I go into the terminal of the CCR and start a ping session with 8.8.8.8, all is happy. When I disconnect the first gateway, the distance=1 route goes unreachable, and the distance=2 route becomes active, after about 15 seconds of timeouts the pings resume albeit with higher response as the primary route is fiber optic backbone and the secondary route is LTE through the Cradlepoint. From the LAN side while connected to the primary network the endpoints ping outside IPs without fail. When on the LTE through the Cradlepoint the pings to the outside from the LAN (bridge) fails. The LAN endpoint is assigned an IP in the 192.168.1.x range with a default GW of 192.168.1.250

/interface bridge port
add bridge=bridge1 hw=no interface=ether5
add bridge=bridge1 hw=no interface=sfp-sfpplus1
add bridge=bridge1 interface=ether1
…. [Some EoIP tunnels]….
add bridge=bridge1 interface=ether2
add bridge=bridge1 interface=ether3
add bridge=bridge1 interface=ether4
/interface list member
add interface=bonding1 list=WAN
add interface=ether6 list=WAN
add interface=bridge1 list=LAN
/ip address
add address=172.30.48.50/28 comment="Outside IP" interface=bonding1 \
    network=172.30.48.48
add address=192.168.1.250/24 comment="Inside IP" interface=bridge1 \
    network=192.168.1.0
add address=192.168.35.2/24 comment="LTE BACKUP" interface=ether6 network=\
    192.168.35.0

Here’s the NAT -

/ip firewall nat
[i]add action=dst-nat chain=dstnat comment="1:1 TEAM ROUTER NETMAP" disabled=yes \
    dst-address=172.30.48.60 to-addresses=192.168.35.2
add action=src-nat chain=srcnat disabled=yes src-address=192.168.35.1 \
    to-addresses=172.30.48.60[/i]   <----- These are disabled, I enabled them as a test and still was not working
add action=masquerade chain=srcnat comment=\
    "Can be used to NAT through One IP" out-interface-list=WAN

And finally the firewall rules - yes the drops are disabled. Its not like that in production just in testing mode

/ip firewall filter
add action=drop chain=input comment="Drop Invalid Connections" \
    connection-state=invalid disabled=yes
add action=drop chain=forward comment="Drop Invalid Connections" \
    connection-state=invalid disabled=yes
add action=accept chain=input comment="Allow Connections From LAN (DNS,..)" \
    src-address=192.168.1.0/24
add action=accept chain=input src-address=192.168.35.0/24
add action=accept chain=input comment="Allow Established Connections" \
    connection-state=established,related
......some miscellaneous services not relevant here ......
add action=drop chain=input comment="Drop Remaining Inputs" disabled=yes log=\
    yes
add action=accept chain=forward src-address=192.168.1.0/24
add action=accept chain=forward src-address=192.168.35.0/24
add action=accept chain=forward comment="Allow Team Router WAN out network" \
    in-interface=ether6 out-interface=bonding1
add action=accept chain=forward comment=\
    "Restrict New Connections to beings sourced from LAN only" \
    connection-state=new src-address=192.168.1.0/24
add action=accept chain=forward comment=\
    "Restrict New Connections to beings sourced from LAN only" \
    connection-state=new src-address=192.168.35.0/24
add action=accept chain=forward comment="Allow Related Connections" \
    connection-state=related
add action=accept chain=forward comment="Allow Established Connections" \
    connection-state=established
add action=drop chain=forward comment="Drop Remaining Forward Chain" \
    disabled=yes log=yes

Instead of using the interface list on the NAT statement, try creating two NAT rules with explicit out interface statements - one for the fiber WAN and one for the LTE interface

I’ve done a similar setup numerous times without issues switching from fiber to LTE on the private LAN side.
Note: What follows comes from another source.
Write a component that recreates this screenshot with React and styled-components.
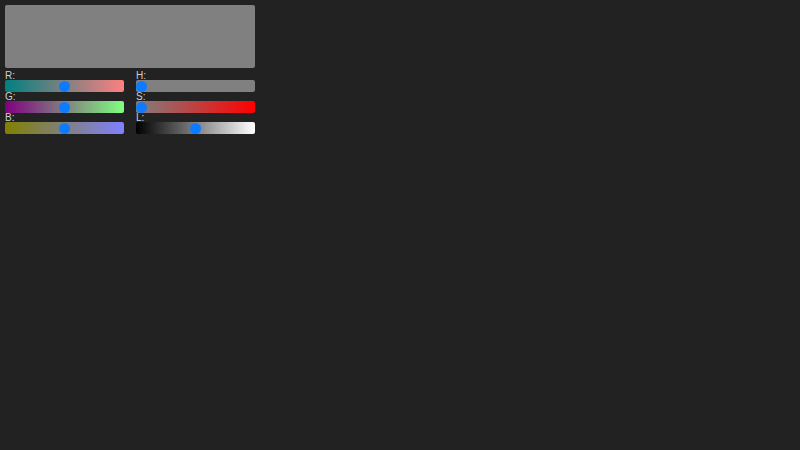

I split out the NATs as you said so instead of the interface list I have two NATs - one for the WAN side, the other for the LTE/Cradlepoint. Still no joy from the CCR LAN.

Looking at the Cradlepoint I tried a ping from the LTE local subnet (192.168.35.x) to the CCR LAN (192.168.1.x) and it failed. So I added a static route to the LAN IP of the CCR. Still no go.

After capturing packets on the Cradlepoint LTE, I found the issue - the outbound packets from the CCR LAN going out the Ethernet interface to the Cradlepoint are marked with the WAN IP coming off the interface going to the fiber WAN instead of the interface IP of the Cradlepoint interface. The Cradlepoint doesn’t know what to do with these packets so it drops them.